* Your instructions *
Please write the listing below out again exactly, leaving every picture behind.

=====

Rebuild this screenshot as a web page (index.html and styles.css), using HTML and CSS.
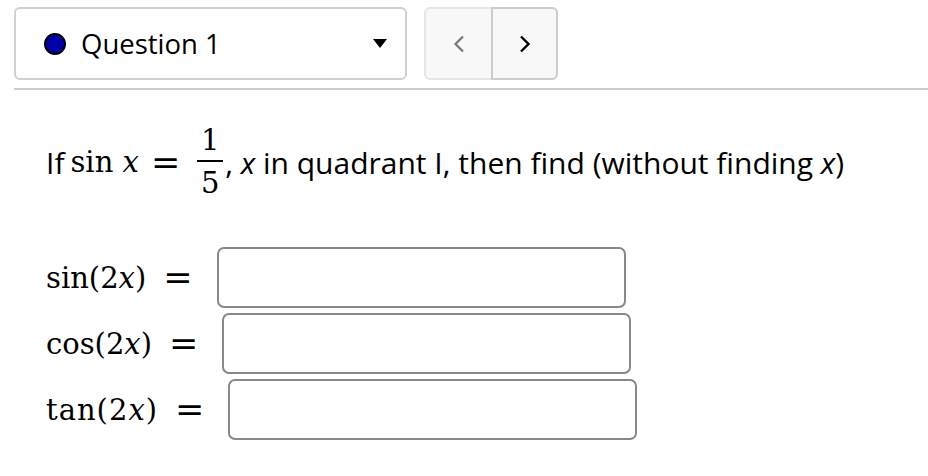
FILE: index.html
```html
<!DOCTYPE html>
<html>
<head>
<meta charset="utf-8">
<link rel="stylesheet" href="styles.css">
</head>
<body>
<div class="header">
  <div class="select">
    <span class="dot"></span>
    <span class="qlabel">Question 1</span>
    <span class="caret"></span>
  </div>
  <div class="nav">
    <button class="navbtn prev" aria-label="previous">
      <svg width="12" height="18" viewBox="0 0 12 18"><polyline points="10,1.5 2.5,9 10,16.5" fill="none" stroke="#777" stroke-width="2.2"/></svg>
    </button>
    <button class="navbtn next" aria-label="next">
      <svg width="12" height="18" viewBox="0 0 12 18"><polyline points="2,1.5 9.5,9 2,16.5" fill="none" stroke="#000" stroke-width="2.4"/></svg>
    </button>
  </div>
</div>
<div class="rule"></div>
<div class="content">
  <p class="question">
    <span class="txt">If</span>
    <span class="math m-sin">sin <i>x</i></span>
    <span class="math m-eq">=</span>
    <span class="frac"><span class="num">1</span><span class="bar"></span><span class="den">5</span></span><span class="txt rest">, <i class="ix">x</i> in quadrant I, then find (without finding <i class="ix">x</i>)</span>
  </p>
  <div class="rows">
    <div class="row">
      <span class="math lbl">sin(2<i>x</i>)</span>
      <span class="math eq">=</span>
      <span class="box"></span>
    </div>
    <div class="row">
      <span class="math lbl">cos(2<i>x</i>)</span>
      <span class="math eq">=</span>
      <span class="box"></span>
    </div>
    <div class="row">
      <span class="math lbl lbl-wide">tan(2<i>x</i>)</span>
      <span class="math eq">=</span>
      <span class="box"></span>
    </div>
  </div>
</div>
</body>
</html>
```
FILE: styles.css
```css
html, body {
  margin: 0;
  padding: 0;
  background: #fff;
}
body {
  font-family: "Open Sans", "Liberation Sans", sans-serif;
  color: #000;
}
.header {
  display: flex;
  align-items: flex-start;
  padding: 7px 0 0 14px;
  gap: 17px;
}
.select {
  box-sizing: border-box;
  width: 393px;
  height: 73px;
  border: 2px solid #d0d0d0;
  border-radius: 6px;
  display: flex;
  align-items: center;
  padding-left: 28px;
  padding-right: 18px;
}
.dot {
  box-sizing: border-box;
  width: 22px;
  height: 22px;
  border-radius: 50%;
  background: #0000a8;
  border: 2px solid #000;
  flex: none;
}
.qlabel {
  font-size: 27.5px;
  margin-left: 15px;
  flex: 1;
  line-height: 1;
}
.caret {
  width: 0;
  height: 0;
  border-left: 7.5px solid transparent;
  border-right: 7.5px solid transparent;
  border-top: 9px solid #000;
}
.nav {
  display: flex;
  width: 135px;
  height: 73px;
}
.navbtn {
  box-sizing: border-box;
  width: 67px;
  height: 73px;
  margin: 0;
  padding: 0;
  background: #f8f8f8;
  display: flex;
  align-items: center;
  justify-content: center;
}
.prev {
  border: 2px solid #e6e6e6;
  border-right: none;
  border-radius: 6px 0 0 6px;
}
.next {
  border: 2px solid #cccccc;
  border-radius: 0 6px 6px 0;
}
.rule {
  margin: 8px 0 0 14px;
  height: 2px;
  background: #cccccc;
}
.content {
  padding-left: 46px;
}
.question {
  margin: 34px 0 0 0;
  display: flex;
  align-items: center;
  font-size: 30px;
  height: 76px;
}
.txt {
  white-space: pre;
}
.rest i.ix {
  font-style: italic;
}
.math {
  font-family: "DejaVu Serif", "Liberation Serif", serif;
  font-size: 29px;
}
.math i {
  font-style: italic;
}
.m-sin {
  margin-left: 6px;
}
.m-eq {
  font-size: 35px;
  line-height: 1;
  margin-left: 12px;
  margin-right: 17px;
}
.frac {
  display: inline-flex;
  flex-direction: column;
  align-items: center;
  font-family: "DejaVu Serif", "Liberation Serif", serif;
  font-size: 29px;
  line-height: 1;
  width: 26px;
}
.frac .num {
  display: block;
  margin-bottom: 5px;
}
.frac .bar {
  display: block;
  width: 26px;
  height: 2px;
  background: #000;
}
.frac .den {
  display: block;
  margin-top: 7px;
}
.rest {
  margin-left: 2px;
}
.rows {
  margin-top: 47px;
  display: flex;
  flex-direction: column;
  gap: 5px;
}
.row {
  display: flex;
  align-items: center;
  height: 61px;
}
.lbl {
  white-space: nowrap;
}
.lbl-wide {
  letter-spacing: 1px;
}
.eq {
  font-size: 35px;
  line-height: 1;
  margin-left: 17px;
  margin-right: 24px;
}
.box {
  box-sizing: border-box;
  width: 409px;
  height: 61px;
  border: 2px solid #888;
  border-radius: 7px;
  background: #fff;
}
```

=====

* Final answer *
Rebuild this screenshot as a web page (index.html and styles.css), using HTML and CSS.
FILE: index.html
```html
<!DOCTYPE html>
<html>
<head>
<meta charset="utf-8">
<link rel="stylesheet" href="styles.css">
</head>
<body>
<div class="header">
  <div class="select">
    <span class="dot"></span>
    <span class="qlabel">Question 1</span>
    <span class="caret"></span>
  </div>
  <div class="nav">
    <button class="navbtn prev" aria-label="previous">
      <svg width="12" height="18" viewBox="0 0 12 18"><polyline points="10,1.5 2.5,9 10,16.5" fill="none" stroke="#777" stroke-width="2.2"/></svg>
    </button>
    <button class="navbtn next" aria-label="next">
      <svg width="12" height="18" viewBox="0 0 12 18"><polyline points="2,1.5 9.5,9 2,16.5" fill="none" stroke="#000" stroke-width="2.4"/></svg>
    </button>
  </div>
</div>
<div class="rule"></div>
<div class="content">
  <p class="question">
    <span class="txt">If</span>
    <span class="math m-sin">sin <i>x</i></span>
    <span class="math m-eq">=</span>
    <span class="frac"><span class="num">1</span><span class="bar"></span><span class="den">5</span></span><span class="txt rest">, <i class="ix">x</i> in quadrant I, then find (without finding <i class="ix">x</i>)</span>
  </p>
  <div class="rows">
    <div class="row">
      <span class="math lbl">sin(2<i>x</i>)</span>
      <span class="math eq">=</span>
      <span class="box"></span>
    </div>
    <div class="row">
      <span class="math lbl">cos(2<i>x</i>)</span>
      <span class="math eq">=</span>
      <span class="box"></span>
    </div>
    <div class="row">
      <span class="math lbl lbl-wide">tan(2<i>x</i>)</span>
      <span class="math eq">=</span>
      <span class="box"></span>
    </div>
  </div>
</div>
</body>
</html>
```
FILE: styles.css
```css
html, body {
  margin: 0;
  padding: 0;
  background: #fff;
}
body {
  font-family: "Open Sans", "Liberation Sans", sans-serif;
  color: #000;
}
.header {
  display: flex;
  align-items: flex-start;
  padding: 7px 0 0 14px;
  gap: 17px;
}
.select {
  box-sizing: border-box;
  width: 393px;
  height: 73px;
  border: 2px solid #d0d0d0;
  border-radius: 6px;
  display: flex;
  align-items: center;
  padding-left: 28px;
  padding-right: 18px;
}
.dot {
  box-sizing: border-box;
  width: 22px;
  height: 22px;
  border-radius: 50%;
  background: #0000a8;
  border: 2px solid #000;
  flex: none;
}
.qlabel {
  font-size: 27.5px;
  margin-left: 15px;
  flex: 1;
  line-height: 1;
}
.caret {
  width: 0;
  height: 0;
  border-left: 7.5px solid transparent;
  border-right: 7.5px solid transparent;
  border-top: 9px solid #000;
}
.nav {
  display: flex;
  width: 135px;
  height: 73px;
}
.navbtn {
  box-sizing: border-box;
  width: 67px;
  height: 73px;
  margin: 0;
  padding: 0;
  background: #f8f8f8;
  display: flex;
  align-items: center;
  justify-content: center;
}
.prev {
  border: 2px solid #e6e6e6;
  border-right: none;
  border-radius: 6px 0 0 6px;
}
.next {
  border: 2px solid #cccccc;
  border-radius: 0 6px 6px 0;
}
.rule {
  margin: 8px 0 0 14px;
  height: 2px;
  background: #cccccc;
}
.content {
  padding-left: 46px;
}
.question {
  margin: 34px 0 0 0;
  display: flex;
  align-items: center;
  font-size: 30px;
  height: 76px;
}
.txt {
  white-space: pre;
}
.rest i.ix {
  font-style: italic;
}
.math {
  font-family: "DejaVu Serif", "Liberation Serif", serif;
  font-size: 29px;
}
.math i {
  font-style: italic;
}
.m-sin {
  margin-left: 6px;
}
.m-eq {
  font-size: 35px;
  line-height: 1;
  margin-left: 12px;
  margin-right: 17px;
}
.frac {
  display: inline-flex;
  flex-direction: column;
  align-items: center;
  font-family: "DejaVu Serif", "Liberation Serif", serif;
  font-size: 29px;
  line-height: 1;
  width: 26px;
}
.frac .num {
  display: block;
  margin-bottom: 5px;
}
.frac .bar {
  display: block;
  width: 26px;
  height: 2px;
  background: #000;
}
.frac .den {
  display: block;
  margin-top: 7px;
}
.rest {
  margin-left: 2px;
}
.rows {
  margin-top: 47px;
  display: flex;
  flex-direction: column;
  gap: 5px;
}
.row {
  display: flex;
  align-items: center;
  height: 61px;
}
.lbl {
  white-space: nowrap;
}
.lbl-wide {
  letter-spacing: 1px;
}
.eq {
  font-size: 35px;
  line-height: 1;
  margin-left: 17px;
  margin-right: 24px;
}
.box {
  box-sizing: border-box;
  width: 409px;
  height: 61px;
  border: 2px solid #888;
  border-radius: 7px;
  background: #fff;
}
```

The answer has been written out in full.